Dear Mr. President,
Tonight when I got on the bus to go home the driver saw the book in my hand and said "The two highest compliments I get from any one who rides my bus is falling asleep and reading." He said he'd try to drive smoothly so I'd have an easier time with it. I've never seen this bus driver before (or, maybe I have and, like so many bus riders let my eyes slide past him without committing anything to memory) so I don't know if he enjoys his job or hates it, if he's gay or straight, republican, democrat or anarchist. The only thing I know about him is that he is kind and approves of my two favorite activities (sleeping and reading) and seemed to approve of me, as well. This remark buoyed my work-weary and cold little spirit, a small kindness that made my whole night a little brighter.
Lately my friend's trip home for the holidays has made me the temporary owner of a car. The freedom that comes with this is incredible; I can drive where I want to go without concern for route or schedules or fare or transfers, I can play music and sing (badly) as loud as I like, I can transport really amazing amounts of groceries. But I usually wind up angry at the rest of the drivers on the road, drivers who go too slowly or break rules or don't use turn signals. While riding King County Metro doesn't always give me hope for humanity- smelly drunks, screaming children, twitchy addicts and the general impoliteness of high school kids in large numbers are just a few of mankind's shortcomings I've been known to complain about- I do at least have to keep my anger to myself, as we're not all insulated by our little glass and metal vehicular bubbles. Reluctantly, often grudgingly, I connect with people on the bus; from the young aspiring DJ asking for my number (and mistaking my right-hand ring for a wedding band when I said no) to the tiny girl playing peek-a-boo with pink plastic beads in her fuzzy braids, to the old man who wanted to discuss international humanitarian law after seeing my textbooks, I find myself having conversations, interactions or observations of strangers every time I ride the bus. I think that, even at its most tedious, riding the bus leaves me feeling a little more connected to my community.
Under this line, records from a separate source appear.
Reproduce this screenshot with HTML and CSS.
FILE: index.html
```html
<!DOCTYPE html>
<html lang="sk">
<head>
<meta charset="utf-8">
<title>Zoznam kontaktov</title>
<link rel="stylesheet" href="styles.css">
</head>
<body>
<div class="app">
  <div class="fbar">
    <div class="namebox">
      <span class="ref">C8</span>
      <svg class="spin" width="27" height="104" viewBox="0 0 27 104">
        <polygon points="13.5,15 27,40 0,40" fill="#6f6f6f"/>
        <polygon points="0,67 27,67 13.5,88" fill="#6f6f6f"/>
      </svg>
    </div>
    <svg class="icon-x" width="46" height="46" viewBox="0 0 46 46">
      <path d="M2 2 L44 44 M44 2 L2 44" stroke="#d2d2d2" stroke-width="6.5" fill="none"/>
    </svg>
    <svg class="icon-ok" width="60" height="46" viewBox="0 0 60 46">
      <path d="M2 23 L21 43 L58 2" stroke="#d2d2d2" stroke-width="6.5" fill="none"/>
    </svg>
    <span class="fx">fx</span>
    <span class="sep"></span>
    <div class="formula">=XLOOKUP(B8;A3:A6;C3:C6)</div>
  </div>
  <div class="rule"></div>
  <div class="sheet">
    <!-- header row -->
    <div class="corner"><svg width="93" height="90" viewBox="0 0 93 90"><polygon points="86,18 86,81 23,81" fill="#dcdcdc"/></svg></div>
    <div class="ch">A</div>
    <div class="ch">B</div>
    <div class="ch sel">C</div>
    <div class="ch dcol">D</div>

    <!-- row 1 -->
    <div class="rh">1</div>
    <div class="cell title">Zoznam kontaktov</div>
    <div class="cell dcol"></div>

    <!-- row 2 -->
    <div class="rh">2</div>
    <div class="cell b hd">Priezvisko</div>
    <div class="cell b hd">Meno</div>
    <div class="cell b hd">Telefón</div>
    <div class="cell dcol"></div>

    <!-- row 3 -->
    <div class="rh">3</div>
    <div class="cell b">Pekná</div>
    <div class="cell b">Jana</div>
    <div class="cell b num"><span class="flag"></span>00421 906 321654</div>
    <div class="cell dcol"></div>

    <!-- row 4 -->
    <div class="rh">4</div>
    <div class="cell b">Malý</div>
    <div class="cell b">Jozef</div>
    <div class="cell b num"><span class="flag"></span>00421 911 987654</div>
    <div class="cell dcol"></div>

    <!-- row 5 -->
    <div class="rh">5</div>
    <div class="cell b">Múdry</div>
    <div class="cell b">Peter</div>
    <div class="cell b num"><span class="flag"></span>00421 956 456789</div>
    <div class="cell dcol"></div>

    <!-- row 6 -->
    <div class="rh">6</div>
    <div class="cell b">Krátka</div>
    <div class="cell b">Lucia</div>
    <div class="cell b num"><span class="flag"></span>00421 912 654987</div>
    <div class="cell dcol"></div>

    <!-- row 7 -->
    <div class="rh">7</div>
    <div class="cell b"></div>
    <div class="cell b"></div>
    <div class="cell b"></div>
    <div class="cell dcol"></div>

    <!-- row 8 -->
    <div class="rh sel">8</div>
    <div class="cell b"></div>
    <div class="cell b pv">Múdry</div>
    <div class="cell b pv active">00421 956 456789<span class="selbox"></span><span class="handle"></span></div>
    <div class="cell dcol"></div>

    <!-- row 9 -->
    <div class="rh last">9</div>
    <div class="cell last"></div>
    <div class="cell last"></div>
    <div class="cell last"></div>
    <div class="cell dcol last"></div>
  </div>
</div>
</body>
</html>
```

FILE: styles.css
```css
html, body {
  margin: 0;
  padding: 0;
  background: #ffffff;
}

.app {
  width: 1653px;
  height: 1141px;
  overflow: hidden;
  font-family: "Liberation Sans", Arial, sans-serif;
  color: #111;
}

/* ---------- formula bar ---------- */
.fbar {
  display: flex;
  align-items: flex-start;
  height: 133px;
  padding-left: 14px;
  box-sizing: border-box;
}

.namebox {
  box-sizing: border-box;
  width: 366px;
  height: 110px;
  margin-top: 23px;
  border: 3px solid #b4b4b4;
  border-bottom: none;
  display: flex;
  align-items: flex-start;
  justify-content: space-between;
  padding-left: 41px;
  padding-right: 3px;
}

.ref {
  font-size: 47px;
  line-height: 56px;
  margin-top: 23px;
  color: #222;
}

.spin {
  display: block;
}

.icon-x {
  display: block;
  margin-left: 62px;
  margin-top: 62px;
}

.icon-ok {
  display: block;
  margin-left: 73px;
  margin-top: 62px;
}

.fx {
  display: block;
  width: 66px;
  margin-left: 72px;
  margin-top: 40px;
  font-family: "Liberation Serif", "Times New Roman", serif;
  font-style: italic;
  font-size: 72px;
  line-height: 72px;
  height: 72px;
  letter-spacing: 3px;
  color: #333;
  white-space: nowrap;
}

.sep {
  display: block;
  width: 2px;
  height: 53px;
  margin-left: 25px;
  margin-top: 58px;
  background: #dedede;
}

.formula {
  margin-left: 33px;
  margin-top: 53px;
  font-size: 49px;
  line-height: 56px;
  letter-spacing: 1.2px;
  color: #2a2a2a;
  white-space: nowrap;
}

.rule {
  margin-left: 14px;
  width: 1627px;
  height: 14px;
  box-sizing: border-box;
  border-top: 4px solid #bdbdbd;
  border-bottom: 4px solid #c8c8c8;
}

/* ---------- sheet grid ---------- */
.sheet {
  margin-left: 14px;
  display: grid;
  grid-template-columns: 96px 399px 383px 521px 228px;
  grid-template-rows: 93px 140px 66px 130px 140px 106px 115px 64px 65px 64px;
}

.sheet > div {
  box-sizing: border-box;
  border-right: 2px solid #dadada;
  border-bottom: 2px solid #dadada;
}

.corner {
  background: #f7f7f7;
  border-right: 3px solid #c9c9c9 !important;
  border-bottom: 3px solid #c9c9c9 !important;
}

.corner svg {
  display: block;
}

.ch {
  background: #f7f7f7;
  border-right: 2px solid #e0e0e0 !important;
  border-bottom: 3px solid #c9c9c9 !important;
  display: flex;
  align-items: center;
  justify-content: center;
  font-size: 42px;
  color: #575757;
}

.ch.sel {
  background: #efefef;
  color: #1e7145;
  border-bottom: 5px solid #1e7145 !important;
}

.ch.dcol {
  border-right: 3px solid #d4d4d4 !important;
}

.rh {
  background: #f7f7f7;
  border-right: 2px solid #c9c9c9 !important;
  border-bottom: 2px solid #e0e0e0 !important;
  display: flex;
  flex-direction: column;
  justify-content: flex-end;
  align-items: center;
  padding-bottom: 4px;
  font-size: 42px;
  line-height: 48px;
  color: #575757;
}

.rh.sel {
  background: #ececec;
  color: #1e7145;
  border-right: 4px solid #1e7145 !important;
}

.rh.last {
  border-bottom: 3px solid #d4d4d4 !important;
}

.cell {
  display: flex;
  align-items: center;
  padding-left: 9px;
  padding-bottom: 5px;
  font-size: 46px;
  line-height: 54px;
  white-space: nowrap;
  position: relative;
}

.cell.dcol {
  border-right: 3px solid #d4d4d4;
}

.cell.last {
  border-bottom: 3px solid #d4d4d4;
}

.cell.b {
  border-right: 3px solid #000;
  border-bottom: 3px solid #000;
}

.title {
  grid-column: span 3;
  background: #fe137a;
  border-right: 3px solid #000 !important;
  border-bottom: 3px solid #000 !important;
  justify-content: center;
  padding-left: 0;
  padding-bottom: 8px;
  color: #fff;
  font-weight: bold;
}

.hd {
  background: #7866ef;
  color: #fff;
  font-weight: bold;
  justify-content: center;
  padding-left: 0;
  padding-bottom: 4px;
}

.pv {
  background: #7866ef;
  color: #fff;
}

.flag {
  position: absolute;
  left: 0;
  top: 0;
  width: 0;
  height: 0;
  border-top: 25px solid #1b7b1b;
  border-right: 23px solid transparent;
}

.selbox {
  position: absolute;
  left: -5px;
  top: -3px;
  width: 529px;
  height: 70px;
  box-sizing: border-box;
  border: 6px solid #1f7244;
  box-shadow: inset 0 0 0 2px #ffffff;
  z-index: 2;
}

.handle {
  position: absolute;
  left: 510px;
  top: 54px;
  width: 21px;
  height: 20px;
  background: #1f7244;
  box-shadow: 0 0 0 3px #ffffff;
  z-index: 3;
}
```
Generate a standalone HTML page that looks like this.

While I will continue to take advantage of Eric's car as long as he lets me, I think I will forever be a bus rider rather than a car owner. This isn't just because I can't imagine attaining the financial security necessary for car ownership in a city, or even because of my environmental objections to frequent driving, but because I think relying upon the bus keeps me from isolating myself behind my ideas of other people and forces me to observe and interact with individuals of ages and backgrounds I might never otherwise encounter. I'm surely romanticizing the entire experience (and will laugh at this, the next time I'm crammed into a standing-room only commuter route through the tunnel with eight teenagers blaring music through their headphones or a crazy crackhead lighting up in the aisle) but for now I'm smiling to myself at the kind words of an old man who approves of me, even if he doesn't know a thing about me, not even my name, except that I read on busses.
Mr. President, I know this seems like a strange thing to tell you on the second to the last night of my year of letters to you, but I started this project for a number of reasons and among them was this; I wanted to share with you the only thing I can offer that no one else can, and that is the small experiences of my average existence. You will probably never ride a public bus again, especially not as a stranger, and so I like to imagine that you might find some value in the story of a girl, feet aching from work and caught in a surprise cold front without a coat, boarding a city bus and being thanked just for doing the thing she loves most. That you might understand why such an experience matters. Maybe it's just the optimistic holiday spirit sweeping me up, but tonight I think the world is not so bad. I hope you think so, too.